Both end lines count: copy exactly from the line that contains "Convert this screenshot" to the line that contains "import React from 'react'", and only those lines.

┌─ RECORD EXTRACTS

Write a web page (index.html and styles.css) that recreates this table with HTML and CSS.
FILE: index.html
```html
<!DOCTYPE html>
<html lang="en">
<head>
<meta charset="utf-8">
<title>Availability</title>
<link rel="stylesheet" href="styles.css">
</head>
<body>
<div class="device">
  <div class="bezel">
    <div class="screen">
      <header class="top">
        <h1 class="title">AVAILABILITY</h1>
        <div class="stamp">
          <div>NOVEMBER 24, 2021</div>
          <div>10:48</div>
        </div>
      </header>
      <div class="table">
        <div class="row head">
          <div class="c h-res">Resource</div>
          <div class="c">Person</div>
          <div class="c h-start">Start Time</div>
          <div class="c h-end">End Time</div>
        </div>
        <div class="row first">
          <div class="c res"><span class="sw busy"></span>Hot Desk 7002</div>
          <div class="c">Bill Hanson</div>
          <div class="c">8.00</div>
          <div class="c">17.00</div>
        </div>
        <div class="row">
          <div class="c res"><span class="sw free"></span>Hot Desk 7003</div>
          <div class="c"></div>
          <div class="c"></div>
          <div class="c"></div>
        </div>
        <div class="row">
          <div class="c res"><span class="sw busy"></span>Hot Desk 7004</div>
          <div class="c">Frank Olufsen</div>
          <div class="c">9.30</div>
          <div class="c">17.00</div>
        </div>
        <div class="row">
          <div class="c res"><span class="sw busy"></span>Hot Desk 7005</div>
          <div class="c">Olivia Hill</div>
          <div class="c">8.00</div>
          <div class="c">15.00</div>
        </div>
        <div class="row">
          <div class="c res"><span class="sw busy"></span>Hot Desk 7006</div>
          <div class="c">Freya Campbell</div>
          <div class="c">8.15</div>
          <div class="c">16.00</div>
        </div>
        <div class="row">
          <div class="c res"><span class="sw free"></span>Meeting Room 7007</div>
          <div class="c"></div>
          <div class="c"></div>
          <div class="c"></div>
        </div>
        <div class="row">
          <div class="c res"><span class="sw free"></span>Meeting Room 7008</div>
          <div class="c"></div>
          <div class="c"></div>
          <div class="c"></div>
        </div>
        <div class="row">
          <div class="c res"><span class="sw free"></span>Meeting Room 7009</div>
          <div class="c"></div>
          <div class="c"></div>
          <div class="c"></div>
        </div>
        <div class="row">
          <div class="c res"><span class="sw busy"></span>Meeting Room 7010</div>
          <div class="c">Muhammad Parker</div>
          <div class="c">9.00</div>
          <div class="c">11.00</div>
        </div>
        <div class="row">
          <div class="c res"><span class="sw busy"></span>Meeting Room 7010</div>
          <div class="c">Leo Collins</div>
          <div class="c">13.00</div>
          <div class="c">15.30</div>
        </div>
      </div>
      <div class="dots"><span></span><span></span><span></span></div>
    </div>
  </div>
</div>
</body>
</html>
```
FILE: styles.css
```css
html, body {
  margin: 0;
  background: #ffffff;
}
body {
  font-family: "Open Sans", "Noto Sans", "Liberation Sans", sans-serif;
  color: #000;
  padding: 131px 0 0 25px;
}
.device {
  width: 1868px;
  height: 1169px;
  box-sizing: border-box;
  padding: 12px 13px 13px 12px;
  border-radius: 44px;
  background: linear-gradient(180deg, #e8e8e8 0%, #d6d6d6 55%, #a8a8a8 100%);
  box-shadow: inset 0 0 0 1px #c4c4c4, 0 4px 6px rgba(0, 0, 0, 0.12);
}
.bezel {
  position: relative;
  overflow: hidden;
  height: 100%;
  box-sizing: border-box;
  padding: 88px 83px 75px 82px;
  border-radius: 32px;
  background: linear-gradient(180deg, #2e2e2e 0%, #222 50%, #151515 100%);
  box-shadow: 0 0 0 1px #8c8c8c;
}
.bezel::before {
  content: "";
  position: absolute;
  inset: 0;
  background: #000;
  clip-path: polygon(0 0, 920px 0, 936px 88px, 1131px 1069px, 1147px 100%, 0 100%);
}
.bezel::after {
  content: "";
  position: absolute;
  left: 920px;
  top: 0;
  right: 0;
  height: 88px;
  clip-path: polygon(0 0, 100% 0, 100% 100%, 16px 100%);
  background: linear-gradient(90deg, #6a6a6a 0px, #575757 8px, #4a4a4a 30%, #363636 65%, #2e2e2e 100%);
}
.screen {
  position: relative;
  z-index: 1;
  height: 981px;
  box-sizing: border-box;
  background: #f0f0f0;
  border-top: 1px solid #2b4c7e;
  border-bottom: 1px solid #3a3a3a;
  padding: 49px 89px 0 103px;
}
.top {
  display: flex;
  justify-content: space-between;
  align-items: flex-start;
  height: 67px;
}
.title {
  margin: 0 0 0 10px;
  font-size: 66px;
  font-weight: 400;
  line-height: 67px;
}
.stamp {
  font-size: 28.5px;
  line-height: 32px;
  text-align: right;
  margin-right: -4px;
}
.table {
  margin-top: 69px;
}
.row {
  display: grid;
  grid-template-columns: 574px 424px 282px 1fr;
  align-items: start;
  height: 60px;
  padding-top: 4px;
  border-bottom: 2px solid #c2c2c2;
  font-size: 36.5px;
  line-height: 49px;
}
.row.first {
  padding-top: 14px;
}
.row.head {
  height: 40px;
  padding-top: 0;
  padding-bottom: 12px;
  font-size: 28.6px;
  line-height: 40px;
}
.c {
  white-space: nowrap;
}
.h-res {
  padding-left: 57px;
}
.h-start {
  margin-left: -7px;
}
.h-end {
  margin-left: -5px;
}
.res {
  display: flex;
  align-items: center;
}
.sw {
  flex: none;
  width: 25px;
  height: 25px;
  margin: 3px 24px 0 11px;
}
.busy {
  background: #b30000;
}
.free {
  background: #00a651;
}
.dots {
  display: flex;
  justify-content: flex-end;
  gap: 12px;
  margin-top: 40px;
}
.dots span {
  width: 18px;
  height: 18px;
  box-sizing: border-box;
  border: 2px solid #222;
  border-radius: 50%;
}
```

└─
┌─ RECORD EXTRACTS

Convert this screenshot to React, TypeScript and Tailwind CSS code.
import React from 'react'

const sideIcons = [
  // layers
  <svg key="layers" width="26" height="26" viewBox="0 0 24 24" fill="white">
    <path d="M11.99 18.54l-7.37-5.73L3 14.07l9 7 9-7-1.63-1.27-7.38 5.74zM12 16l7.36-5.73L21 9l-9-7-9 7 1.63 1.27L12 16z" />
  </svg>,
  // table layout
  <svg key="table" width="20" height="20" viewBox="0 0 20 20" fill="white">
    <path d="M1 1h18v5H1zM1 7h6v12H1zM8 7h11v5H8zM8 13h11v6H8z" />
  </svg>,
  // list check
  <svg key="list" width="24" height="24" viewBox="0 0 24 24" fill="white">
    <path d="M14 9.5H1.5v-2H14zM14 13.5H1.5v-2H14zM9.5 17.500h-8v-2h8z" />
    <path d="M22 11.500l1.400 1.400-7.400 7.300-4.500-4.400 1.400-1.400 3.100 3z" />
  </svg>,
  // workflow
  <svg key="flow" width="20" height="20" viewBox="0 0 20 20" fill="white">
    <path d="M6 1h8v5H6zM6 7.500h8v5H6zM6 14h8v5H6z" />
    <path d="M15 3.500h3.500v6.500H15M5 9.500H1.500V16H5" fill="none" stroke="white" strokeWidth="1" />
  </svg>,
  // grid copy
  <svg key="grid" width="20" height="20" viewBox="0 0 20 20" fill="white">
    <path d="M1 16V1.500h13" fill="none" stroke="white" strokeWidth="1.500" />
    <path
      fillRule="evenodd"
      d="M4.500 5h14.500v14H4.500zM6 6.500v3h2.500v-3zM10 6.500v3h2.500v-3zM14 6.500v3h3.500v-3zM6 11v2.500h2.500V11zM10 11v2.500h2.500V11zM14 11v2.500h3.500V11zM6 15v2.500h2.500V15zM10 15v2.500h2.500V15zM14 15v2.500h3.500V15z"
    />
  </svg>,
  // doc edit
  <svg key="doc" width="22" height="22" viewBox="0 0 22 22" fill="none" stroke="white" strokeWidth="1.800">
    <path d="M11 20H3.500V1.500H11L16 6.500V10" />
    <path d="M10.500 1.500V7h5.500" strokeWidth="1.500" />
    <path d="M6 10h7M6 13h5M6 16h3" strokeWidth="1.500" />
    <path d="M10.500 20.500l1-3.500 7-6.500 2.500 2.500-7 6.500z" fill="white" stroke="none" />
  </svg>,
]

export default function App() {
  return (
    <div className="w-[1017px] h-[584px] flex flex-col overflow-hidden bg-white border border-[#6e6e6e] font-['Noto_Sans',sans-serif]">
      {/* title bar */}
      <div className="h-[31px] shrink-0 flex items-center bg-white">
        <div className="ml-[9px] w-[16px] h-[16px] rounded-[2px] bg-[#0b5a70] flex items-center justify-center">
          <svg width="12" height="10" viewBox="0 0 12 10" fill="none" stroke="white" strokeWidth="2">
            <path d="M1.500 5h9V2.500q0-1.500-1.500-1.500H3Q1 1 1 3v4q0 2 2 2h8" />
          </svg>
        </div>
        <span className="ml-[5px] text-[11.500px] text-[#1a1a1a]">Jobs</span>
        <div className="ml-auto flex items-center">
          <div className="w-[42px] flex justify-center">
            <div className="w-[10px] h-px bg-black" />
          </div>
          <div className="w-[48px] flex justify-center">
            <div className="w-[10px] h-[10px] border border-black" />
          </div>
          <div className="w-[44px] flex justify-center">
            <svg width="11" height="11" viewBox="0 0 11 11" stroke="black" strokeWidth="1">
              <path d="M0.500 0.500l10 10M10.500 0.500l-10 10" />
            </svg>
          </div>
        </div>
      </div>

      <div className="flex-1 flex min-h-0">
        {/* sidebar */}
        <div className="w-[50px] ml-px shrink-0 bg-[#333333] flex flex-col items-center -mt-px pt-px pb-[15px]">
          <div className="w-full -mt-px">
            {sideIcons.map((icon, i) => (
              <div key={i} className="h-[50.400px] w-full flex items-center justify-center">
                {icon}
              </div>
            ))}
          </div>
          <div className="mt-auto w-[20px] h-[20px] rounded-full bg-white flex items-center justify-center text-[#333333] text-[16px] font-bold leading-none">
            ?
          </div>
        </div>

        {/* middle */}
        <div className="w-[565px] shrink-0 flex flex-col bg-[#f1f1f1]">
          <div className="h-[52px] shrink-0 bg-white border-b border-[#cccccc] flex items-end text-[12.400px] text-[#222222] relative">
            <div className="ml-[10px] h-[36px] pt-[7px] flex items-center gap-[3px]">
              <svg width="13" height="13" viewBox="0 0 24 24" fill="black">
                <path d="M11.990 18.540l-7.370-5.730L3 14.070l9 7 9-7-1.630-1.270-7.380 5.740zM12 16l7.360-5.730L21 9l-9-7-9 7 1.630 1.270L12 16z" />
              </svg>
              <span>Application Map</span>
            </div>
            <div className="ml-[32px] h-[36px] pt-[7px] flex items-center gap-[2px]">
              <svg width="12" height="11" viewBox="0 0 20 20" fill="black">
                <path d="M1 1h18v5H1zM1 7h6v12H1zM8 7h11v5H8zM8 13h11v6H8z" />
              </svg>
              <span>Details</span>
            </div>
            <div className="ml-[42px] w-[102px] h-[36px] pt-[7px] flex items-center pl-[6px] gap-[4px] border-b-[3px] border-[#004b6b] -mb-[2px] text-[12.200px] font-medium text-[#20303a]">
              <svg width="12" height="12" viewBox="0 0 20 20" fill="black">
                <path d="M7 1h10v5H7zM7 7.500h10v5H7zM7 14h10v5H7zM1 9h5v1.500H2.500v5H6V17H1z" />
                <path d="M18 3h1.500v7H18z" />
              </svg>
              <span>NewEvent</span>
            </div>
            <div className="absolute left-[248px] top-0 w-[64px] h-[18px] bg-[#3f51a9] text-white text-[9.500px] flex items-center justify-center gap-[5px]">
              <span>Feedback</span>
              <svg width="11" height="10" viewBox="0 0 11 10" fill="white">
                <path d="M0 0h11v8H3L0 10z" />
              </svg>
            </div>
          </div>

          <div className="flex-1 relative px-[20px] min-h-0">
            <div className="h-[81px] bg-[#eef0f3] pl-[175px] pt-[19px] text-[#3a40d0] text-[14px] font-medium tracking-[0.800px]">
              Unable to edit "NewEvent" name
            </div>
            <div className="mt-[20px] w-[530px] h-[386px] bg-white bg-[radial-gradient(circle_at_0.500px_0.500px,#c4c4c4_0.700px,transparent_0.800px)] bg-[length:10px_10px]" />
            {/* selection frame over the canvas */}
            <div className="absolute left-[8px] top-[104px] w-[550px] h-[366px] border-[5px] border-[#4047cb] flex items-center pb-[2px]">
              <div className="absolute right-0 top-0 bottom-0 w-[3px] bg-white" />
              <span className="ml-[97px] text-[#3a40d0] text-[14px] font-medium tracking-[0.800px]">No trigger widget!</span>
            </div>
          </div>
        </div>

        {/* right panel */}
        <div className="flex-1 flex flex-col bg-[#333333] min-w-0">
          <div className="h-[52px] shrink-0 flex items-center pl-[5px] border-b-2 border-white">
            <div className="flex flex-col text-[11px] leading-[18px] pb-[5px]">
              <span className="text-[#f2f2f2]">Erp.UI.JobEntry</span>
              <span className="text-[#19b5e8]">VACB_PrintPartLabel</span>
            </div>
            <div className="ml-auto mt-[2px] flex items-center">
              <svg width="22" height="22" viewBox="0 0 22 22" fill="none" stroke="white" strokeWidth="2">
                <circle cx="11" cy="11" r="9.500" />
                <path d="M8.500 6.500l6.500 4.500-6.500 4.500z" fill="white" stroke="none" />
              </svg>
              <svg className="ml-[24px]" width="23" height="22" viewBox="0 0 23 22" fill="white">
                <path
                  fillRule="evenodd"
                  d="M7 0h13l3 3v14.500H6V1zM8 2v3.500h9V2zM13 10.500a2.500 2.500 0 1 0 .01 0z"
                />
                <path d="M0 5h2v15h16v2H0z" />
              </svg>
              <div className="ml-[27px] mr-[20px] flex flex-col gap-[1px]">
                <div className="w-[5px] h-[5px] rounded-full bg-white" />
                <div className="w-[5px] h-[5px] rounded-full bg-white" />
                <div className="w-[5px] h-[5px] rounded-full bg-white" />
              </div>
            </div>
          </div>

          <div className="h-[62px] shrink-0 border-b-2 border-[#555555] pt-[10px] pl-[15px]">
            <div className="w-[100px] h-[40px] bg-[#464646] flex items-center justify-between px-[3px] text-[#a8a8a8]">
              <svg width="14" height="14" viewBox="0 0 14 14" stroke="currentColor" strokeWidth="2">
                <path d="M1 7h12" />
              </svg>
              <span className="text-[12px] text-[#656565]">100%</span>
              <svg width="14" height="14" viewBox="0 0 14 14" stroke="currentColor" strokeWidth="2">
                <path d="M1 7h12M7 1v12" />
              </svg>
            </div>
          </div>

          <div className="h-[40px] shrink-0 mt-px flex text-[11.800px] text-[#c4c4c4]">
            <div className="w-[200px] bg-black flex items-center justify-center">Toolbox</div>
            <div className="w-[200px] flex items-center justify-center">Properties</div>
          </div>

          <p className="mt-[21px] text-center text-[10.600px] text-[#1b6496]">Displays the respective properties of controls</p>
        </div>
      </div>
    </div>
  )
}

└─

### SOLVED EXERCISE
Convert this screenshot to React, TypeScript and Tailwind CSS code.
import React from 'react'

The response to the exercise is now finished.